Why do people care about someone whose only relationship to them actually is a government issued passport? Why don't people shed a tear for 10,000 dead in an earthquake in that foreign land? Could it really be because of a passport? Is it really just because of brainwashing and indoctrination we have all received since the day we were born?
More generally, people are brainwashed to feel loyalty to all sorts of institutions over whose creation, structure, functioning and goals they have absolutely no say; these manufactured loyalties to "my school," "my town," "my employer," etc., is attached and transferred from institution to institution as fast as authority figures hand them down.
For example: last summer, the Springdale school administration opened the town's second high school, Har-Ber High School, for classes (it was named after Harvey and Berniece Jones, the late billionaire owners of Jones Truck Lines). For the entire history of the original Springdale High School up until this year, the school administration has resisted creating a second school, because the existence of a single high school for the city would inculate a sense of common loyalty in students, and prevent the formation of divisive neighborhood loyalties that might lead to gang warfare. But the powers that be finally decided that the old high school had become unmanageably big, and it was time to manufacture a new high school (and the manufactured loyalty that went along with it). As the local newspaper reported last year,
The second public high school will be named Springdale Har-Ber High School with a mascot of the Wildcats, the Springdale School Board decided Tuesday.
There you have it: "your" high school, with prefabricated name and mascot--all nice and official like, just like the Inner Party trotted out Big Brother.
Of course, I had nothing but contempt for the idea of "school spirit" from the time I entered junior high. The decisions of where to build the school and what to call it, I thought, the decision of what to name the football team, and its colors and mascot, were made entirely by adults, with no input whatever by the students. The school was created to process us for purposes over which we had absolutely no control. But because we happened to be congregated in that same building, as a result of the decision of some faceless school administration bureaucrat as to which neighborhoods were "served" by Central JHS and which by Southwest, we were expected to think of it as "my school" and produce the appropriate emotion on command when the right songs were played.
Anyway, just this month, less than two months after classes first started in this school created from scratch just this year, I saw my first "Har-Ber Wildcats" sticker in a car window. That's getting your mind right, and in a hurry!
On the topic of national loyalty, I wrote this for Sean Gabb's Free Life a couple of years ago:
To hear some people talk, the greatest sin one can commit is "class warfare." Bob Novak denounces the "Marxist class war" of those who, unhelpfully, point out that government policies benefit one class at the expense of another (the guilty class warriors, it seems, being those who acknowledge the phenomenon rather than those who engage in it). Former Treasury Secretary O'Neil expressed his outraged sensibilities over "robber baron rhetoric." This class warfare is evil, they say, because it pits American against American--the worst form of filial impiety.

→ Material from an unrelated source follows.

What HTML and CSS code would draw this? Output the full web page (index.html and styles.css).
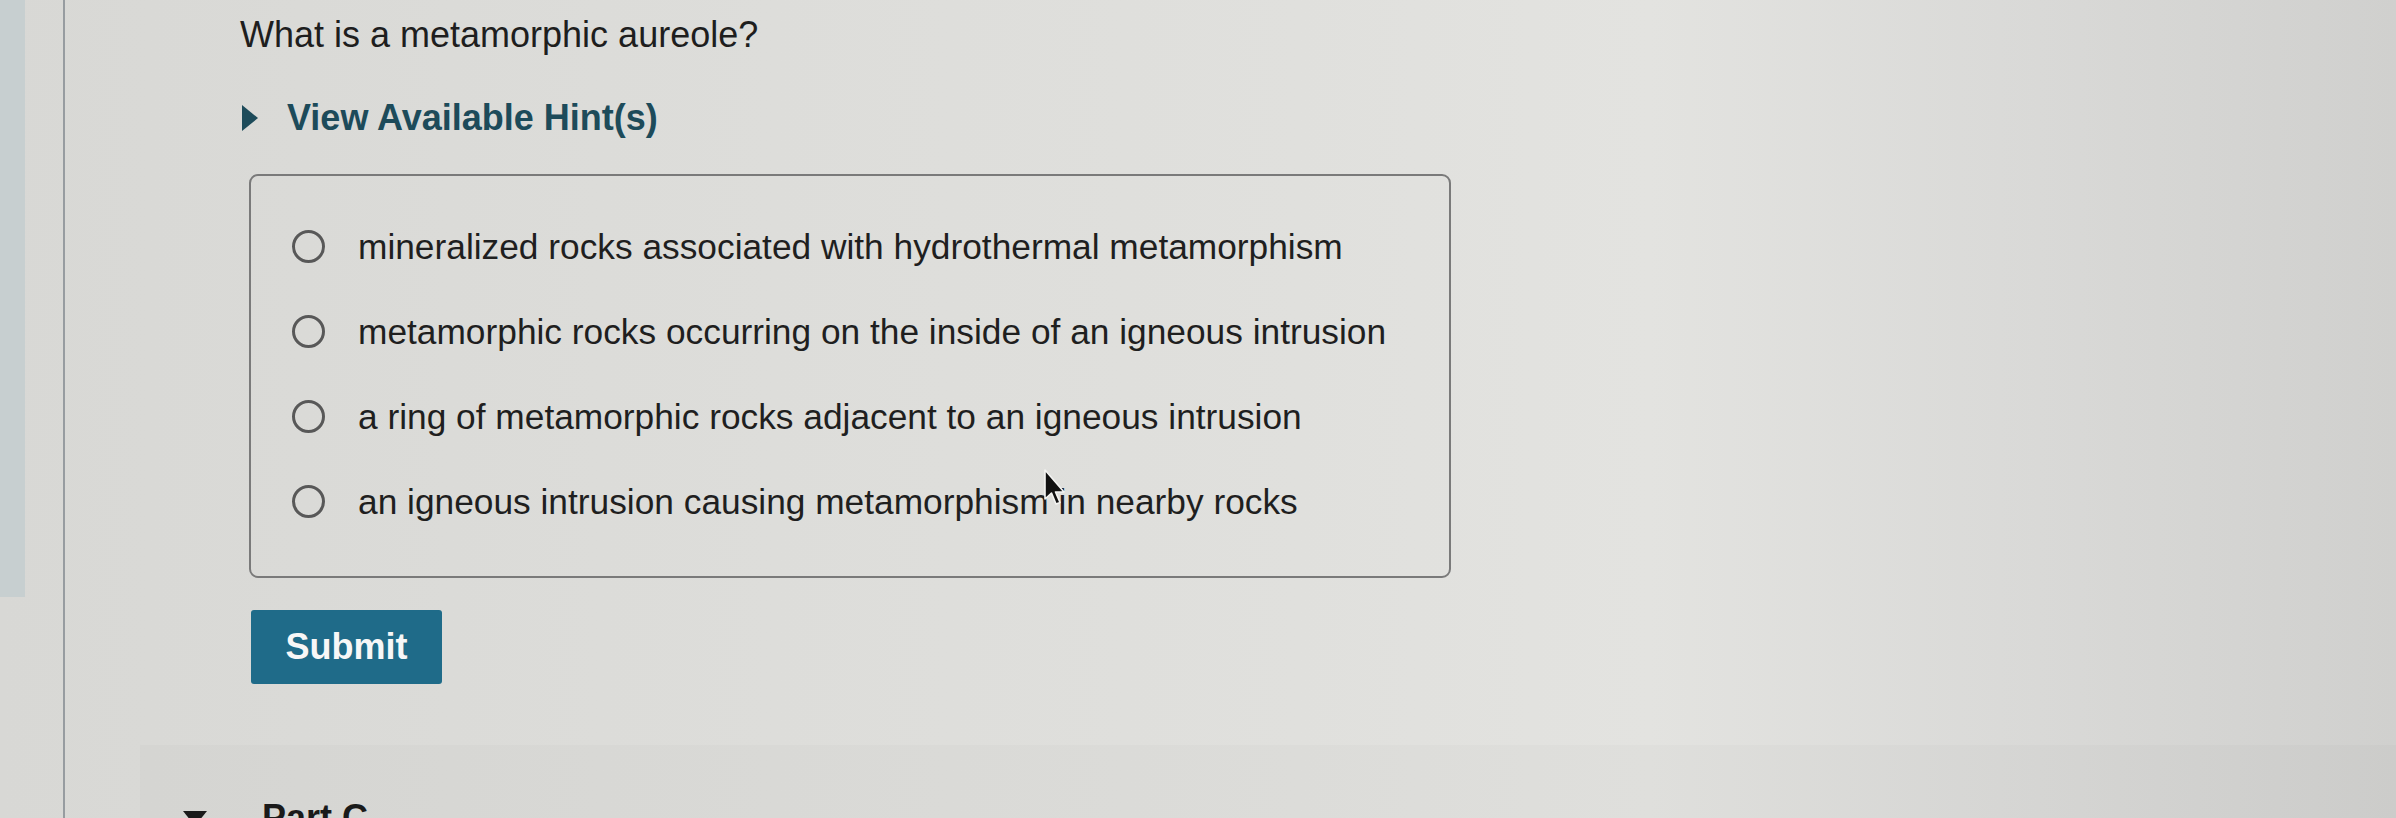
FILE: index.html
```html
<!DOCTYPE html>
<html lang="en">
<head>
<meta charset="utf-8">
<title>Part B</title>
<link rel="stylesheet" href="styles.css">
</head>
<body>
<div class="page">
  <div class="rail"></div>
  <div class="gutter"></div>
  <div class="panel">
    <div class="content">
      <p class="question">What is a metamorphic aureole?</p>
      <div class="hint">
        <svg class="hint-caret" width="18" height="28" viewBox="0 0 18 28"><polygon points="1,1 17,14 1,27" fill="#1d4b5a"/></svg>
        <span class="hint-label">View Available Hint(s)</span>
      </div>
      <div class="choices">
        <label class="choice"><span class="radio"></span><span class="choice-text">mineralized rocks associated with hydrothermal metamorphism</span></label>
        <label class="choice"><span class="radio"></span><span class="choice-text">metamorphic rocks occurring on the inside of an igneous intrusion</span></label>
        <label class="choice"><span class="radio"></span><span class="choice-text">a ring of metamorphic rocks adjacent to an igneous intrusion</span></label>
        <label class="choice choice-last"><span class="radio"></span><span class="choice-text">an igneous intrusion causing metamorphism in nearby rocks</span>
          <svg class="cursor" width="24" height="38" viewBox="0 0 24 38"><path d="M2 1 L2 30 L8.5 24 L13 35 L17 33.5 L12.5 23 L21 23 Z" fill="#111" stroke="#f4f4f2" stroke-width="1.6" stroke-linejoin="round"/></svg>
        </label>
      </div>
      <button class="submit" type="button">Submit</button>
    </div>
    <div class="part">
      <svg class="part-caret" width="26" height="18" viewBox="0 0 26 18"><polygon points="1,2 25,2 13,17" fill="#1a1a1a"/></svg>
      <span class="part-label">Part C</span>
    </div>
  </div>
</div>
</body>
</html>
```

FILE: styles.css
```css
html, body {
  margin: 0;
  padding: 0;
}

body {
  width: 2396px;
  height: 818px;
  overflow: hidden;
  font-family: "Liberation Sans", Arial, sans-serif;
  color: #1e1e1e;
  background: linear-gradient(90deg, #d8d8d5 0px, #dcdcd9 600px, #e0e0dd 1300px, #e3e3e0 1650px, #dadad8 2000px, #d0d0ce 2396px);
}

.page {
  display: flex;
  height: 818px;
}

.rail {
  width: 25px;
  height: 597px;
  background: #c7cfd0;
  flex-shrink: 0;
}

.gutter {
  width: 38px;
  flex-shrink: 0;
}

.panel {
  flex: 1;
  border-left: 2px solid #979ca0;
  display: flex;
  flex-direction: column;
}

.content {
  padding-left: 175px;
  padding-top: 14px;
  display: flex;
  flex-direction: column;
  align-items: flex-start;
}

.question {
  margin: 0;
  font-size: 36px;
  line-height: 41px;
  color: #1e1e1e;
}

.hint {
  margin-top: 42px;
  margin-left: 1px;
  display: flex;
  align-items: center;
  gap: 28px;
  height: 41px;
}

.hint-caret {
  display: block;
}

.hint-label {
  font-size: 36px;
  font-weight: bold;
  line-height: 41px;
  color: #1d4b5a;
}

.choices {
  margin-top: 36px;
  margin-left: 9px;
  width: 1157px;
  box-sizing: content-box;
  border: 2px solid #7a7a7a;
  border-radius: 9px;
  padding: 50px 0 54px 41px;
  display: flex;
  flex-direction: column;
  gap: 44px;
}

.choice {
  display: flex;
  align-items: center;
  gap: 33px;
  height: 41px;
  position: relative;
}

.radio {
  width: 27px;
  height: 27px;
  border: 3px solid #585858;
  border-radius: 50%;
  flex-shrink: 0;
}

.choice-text {
  font-size: 35.3px;
  line-height: 41px;
  color: #1f1f1f;
}

.cursor {
  position: absolute;
  left: 751px;
  top: -12px;
}

.submit {
  margin-top: 32px;
  margin-left: 11px;
  width: 191px;
  height: 74px;
  border: none;
  border-radius: 3px;
  background: #1f6b89;
  color: #f7f7f7;
  font-family: "Liberation Sans", Arial, sans-serif;
  font-size: 36px;
  font-weight: bold;
  padding: 0;
}

.part {
  margin-top: 61px;
  margin-left: 75px;
  flex: 1;
  background: rgba(120, 120, 115, 0.04);
  display: flex;
  align-items: flex-start;
  padding-top: 60px;
  padding-left: 42px;
  gap: 54px;
}

.part-caret {
  display: block;
  margin-top: 4px;
}

.part-label {
  font-size: 36px;
  font-weight: bold;
  line-height: 41px;
  color: #1a1a1a;
  margin-top: -8px;
}
```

Just out of curiosity, what is so holy about the idea of "nation" or "country" as a form of common bond, as opposed to common class status, religion, or for that matter, race? What is it about the "mystic bonds" of union between those born in the same territory that makes the deaths of seven countrymen in a shuttle explosion more tragic than the deaths of, say, a thousand civilians in Iraq?...
And why is it so obviously silly to address another (according to Wobbly custom) as "fellow worker," but entirely "dulce et decorum" to hail an audience as "my fellow Americans"? It would seem to make at least as much sense to identify with others based on common status as producers, as on the basis of being born in the same geographical area....
Let's pose a hypothetical problem for those who so vehemently denounce "class warfare" for dividing Americans against one another. Imagine being held up at gunpoint by a mugger. Does it bother you less when you find out he's an American citizen? Does the knowledge that he was born between the 49th parallel and the Rio Grande suffice to absolve him of the crime of robbing you? Do you say, "Oh, well, since you're one of my American lodge brothers, we'll just let bygones be bygones?"
Well, from my free market anarchist viewpoint, that is exactly what the state capitalist elites in the United States are doing. They are using the coercive power of the State to rob the producing classes at gunpoint, in order to live off their labour.
So my instinctive response to those "united we stand" stickers is "Who's this 'we' you're talking about, Kemosabe?"